Caplan’s parting shot at undermining our argument is about how Ring-Bearers would be better off under liberal lifestyle rules because it helps distinguish between honest Ring-Bearers and Freewheelers-in-Ring-Bearer’s-clothing. Caplan and I presumably agree that Ring-Bearers usually benefit from others behaving like Ring-Bearers. But Caplan’s argument adopts a sort of fatalistic view of lifestyle behavior, as though there are no incentives that could make someone behave more like a Ring-Bearer or less like a Ring-Bearer.

My view is that incentives matter. If people adopt general societal rules that make Freewheeling more costly, fewer people will engage in Freewheeling behaviors. Further, as Kurzban and I discuss in the book, when religious conservatives loudly announce their support for punishing these behaviors, and embed themselves deeply within social networks that share this punitive attitude, their own incentives not to stray are tangibly increased.

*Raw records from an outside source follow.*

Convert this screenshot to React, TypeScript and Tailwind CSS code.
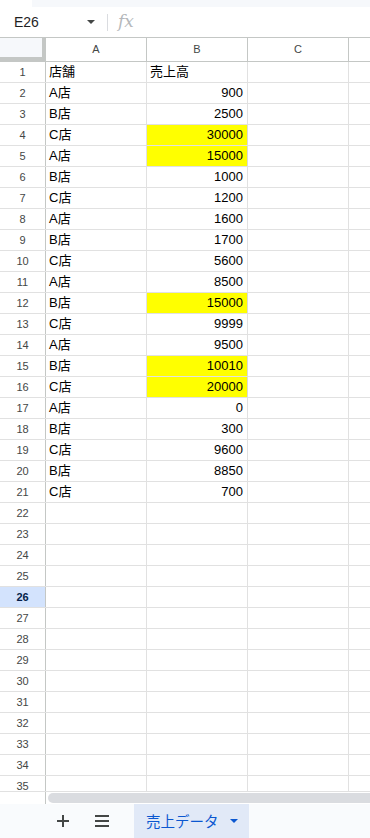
import React from 'react'

const rows: { n: number; a: string; b: string; hl?: boolean }[] = [
  { n: 1, a: '店舗', b: '売上高' },
  { n: 2, a: 'A店', b: '900' },
  { n: 3, a: 'B店', b: '2500' },
  { n: 4, a: 'C店', b: '30000', hl: true },
  { n: 5, a: 'A店', b: '15000', hl: true },
  { n: 6, a: 'B店', b: '1000' },
  { n: 7, a: 'C店', b: '1200' },
  { n: 8, a: 'A店', b: '1600' },
  { n: 9, a: 'B店', b: '1700' },
  { n: 10, a: 'C店', b: '5600' },
  { n: 11, a: 'A店', b: '8500' },
  { n: 12, a: 'B店', b: '15000', hl: true },
  { n: 13, a: 'C店', b: '9999' },
  { n: 14, a: 'A店', b: '9500' },
  { n: 15, a: 'B店', b: '10010', hl: true },
  { n: 16, a: 'C店', b: '20000', hl: true },
  { n: 17, a: 'A店', b: '0' },
  { n: 18, a: 'B店', b: '300' },
  { n: 19, a: 'C店', b: '9600' },
  { n: 20, a: 'B店', b: '8850' },
  { n: 21, a: 'C店', b: '700' },
]

const allRows = Array.from({ length: 35 }, (_, i) => rows[i] ?? { n: i + 1, a: '', b: '' })

const font = { fontFamily: '"Liberation Sans", Arial, "Noto Sans CJK JP", sans-serif' }

export default function App() {
  return (
    <div className="flex h-[838px] w-[370px] flex-col overflow-hidden bg-white text-black" style={font}>
      {/* formula bar */}
      <div className="h-[38px] shrink-0 border-b border-[#c4c7c5]">
        <div className="flex h-[7px]">
          <div className="w-[32px]" />
          <div className="flex-1 bg-[#f6f8fb]" />
        </div>
        <div className="flex h-[30px] items-center">
          <span className="ml-[14px] w-[70px] text-[14px] text-[#1f1f1f]">E26</span>
          <svg width="8" height="4" viewBox="0 0 8 4" className="ml-[3px]">
            <path d="M0 0h8L4 4z" fill="#444746" />
          </svg>
          <div className="ml-[12px] h-[17px] w-px bg-[#dadce0]" />
          <span className="ml-[10px] text-[17px] italic text-[#b5b8bb]" style={{ fontFamily: '"DejaVu Serif", serif' }}>
            fx
          </span>
        </div>
      </div>

      {/* column headers */}
      <div className="flex h-[24px] shrink-0 border-b border-[#c4c7c5] text-[11px] text-[#444746]">
        <div className="w-[46px] shrink-0 border-r-4 border-b-4 border-[#c4c7c5] bg-[#f6f8fb]" />
        {['A', 'B', 'C'].map((c) => (
          <div key={c} className="flex w-[101px] shrink-0 items-center justify-center border-r border-[#c4c7c5]">
            {c}
          </div>
        ))}
        <div className="flex-1" />
      </div>

      {/* grid */}
      <div className="min-h-0 flex-1 overflow-hidden">
        {allRows.map((r) => (
          <div key={r.n} className="flex h-[21px] border-b border-[#e1e1e1] text-[13px]">
            <div
              className={
                r.n === 26
                  ? 'flex w-[46px] shrink-0 items-center justify-center border-r border-[#c4c7c5] bg-[#d3e3fd] text-[11px] font-bold text-[#041e49]'
                  : 'flex w-[46px] shrink-0 items-center justify-center border-r border-[#c4c7c5] text-[11px] text-[#444746]'
              }
            >
              {r.n}
            </div>
            <div className="flex w-[101px] shrink-0 items-center border-r border-[#e1e1e1] pl-[3px]">{r.a}</div>
            <div
              className={
                r.n === 1
                  ? 'flex w-[101px] shrink-0 items-center border-r border-[#e1e1e1] pl-[3px]'
                  : r.hl
                    ? 'flex w-[101px] shrink-0 items-center justify-end border-r border-[#d9d9d9] bg-[#ffff00] pr-[4px]'
                    : 'flex w-[101px] shrink-0 items-center justify-end border-r border-[#e1e1e1] pr-[4px]'
              }
            >
              {r.b}
            </div>
            <div className="w-[101px] shrink-0 border-r border-[#e1e1e1]" />
            <div className="flex-1" />
          </div>
        ))}
      </div>

      {/* horizontal scrollbar */}
      <div className="flex h-[13px] shrink-0 border-t border-[#e1e1e1]">
        <div className="w-[46px] shrink-0 border-r border-[#c4c7c5]" />
        <div className="flex-1 py-px pl-[2px]">
          <div className="h-full rounded-l-full bg-[#dadce0]" />
        </div>
      </div>

      {/* sheet tabs */}
      <div className="flex h-[34px] shrink-0 items-stretch bg-[#f9fbfd]">
        <div className="flex w-[124px] items-center justify-end gap-[26px] pr-[15px]">
          <svg width="12" height="12" viewBox="0 0 12 12">
            <path d="M6 0v12M0 6h12" stroke="#444746" strokeWidth="2" />
          </svg>
          <svg width="14" height="12" viewBox="0 0 14 12">
            <path d="M0 1h14M0 6h14M0 11h14" stroke="#444746" strokeWidth="2" />
          </svg>
        </div>
        <div className="ml-[10px] flex w-[115px] items-center bg-[#e1e9f7] pl-[12px]">
          <span className="text-[14.5px] text-[#0b57d0]" style={{ fontFamily: '"Noto Sans CJK JP", sans-serif' }}>
            売上データ
          </span>
          <svg width="8" height="4" viewBox="0 0 8 4" className="ml-[11px]">
            <path d="M0 0h8L4 4z" fill="#0b57d0" />
          </svg>
        </div>
      </div>
    </div>
  )
}
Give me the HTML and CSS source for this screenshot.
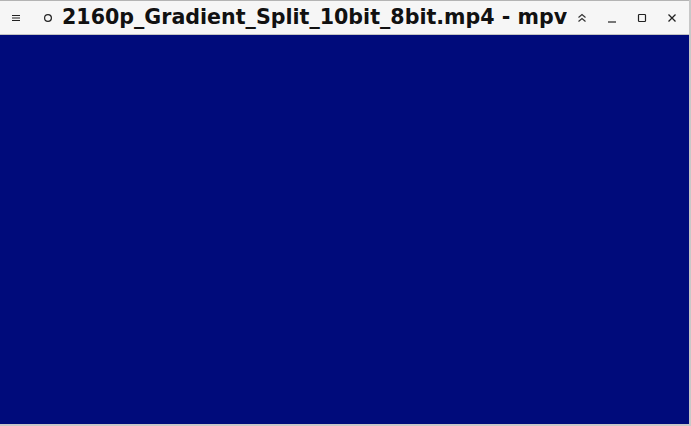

There’s no great puzzle here. Ring-Bearers often want to minimize Freewheeling. So they tend to support conservative lifestyle policies that increase the costs of Freewheeling. The people on whom these costs are placed tend to oppose such costs. There are other details of course — there always are — but the core idea is pretty simple, and I don’t see anything that threatens it in Caplan’s arguments.

Caplan accuses Kurzban and me of bending over backwards to make our theory fit the data, but I think this is another one of those cases where Caplan doth protest too much. After all, he’s defending a view that says, despite self-interest mattering in lots of ways in human life, one of the big areas where self-interest doesn’t matter is (of all things) politics.

3 thoughts on “Sexual politics and self-interest”

  1. I skimmed through most of the back and forth…but I struggled to find the punchline. What are the policy implications of your findings? Therefore… nudge? Therefore… more taxes? Therefore… impersonal shoppers? Therefore… nothing?

    Where’s the beef?

    1. The thing that the theory clears up for me is why many anti-abortion activists are anti-contraceptives. This makes little sense if the goal of anti-abortion activists is to merely reduce the number of abortions.

      The theory also has interesting implications with respect to changing demographics of the US. If this really is the key to political conflict, what is going to happen as the US gets increasingly Hispanic? Are they really going to sign on with the Freewheelers?

      1. Thanks for the thoughts. My mother was both liberal and Christian…so I guess there’s never been any question to clear up in this area. Sometimes her liberal views trumped her Christian views and vice versa.

        My mother was also half Mexican and half Caucasian…and it’s pretty much the same thing as her being liberal and Christian. Sometimes her Mexican heritage trumped her Caucasian heritage and vice versa.

        And me? I’m a pragmatarian atheist that’s 3/4 Mexican but I have absolutely zero ethnic identity.

        To try and boil the complexity of people’s interests to “self” vs “other” seems pretty useless. Especially when it comes to voting…which is nothing more than a cheap talk survey.

        The other day on Netflix I watched a documentary about a hybrid between a coyote and a wolf…coywolf. They showed some footage of a coywolf happily trotting along with a large goose? egg in his? mouth. The coywolf chanced upon some roadkill…maybe a squirrel or a rabbit. He paused…put the egg down, picked the roadkill up in his mouth and then trotted away. It was a wonderful example of the opportunity cost concept.

        Don Boudreaux has referred to the market as the only trustworthy pollster. The only way we can get anything truthful from voting is to give people the freedom to sell and buy votes. Trying to rely on people’s opinions will only guarantee an abundance of prohibition type situations.

        In other words, nobody benefits when opinions (shouting) trump values (spending).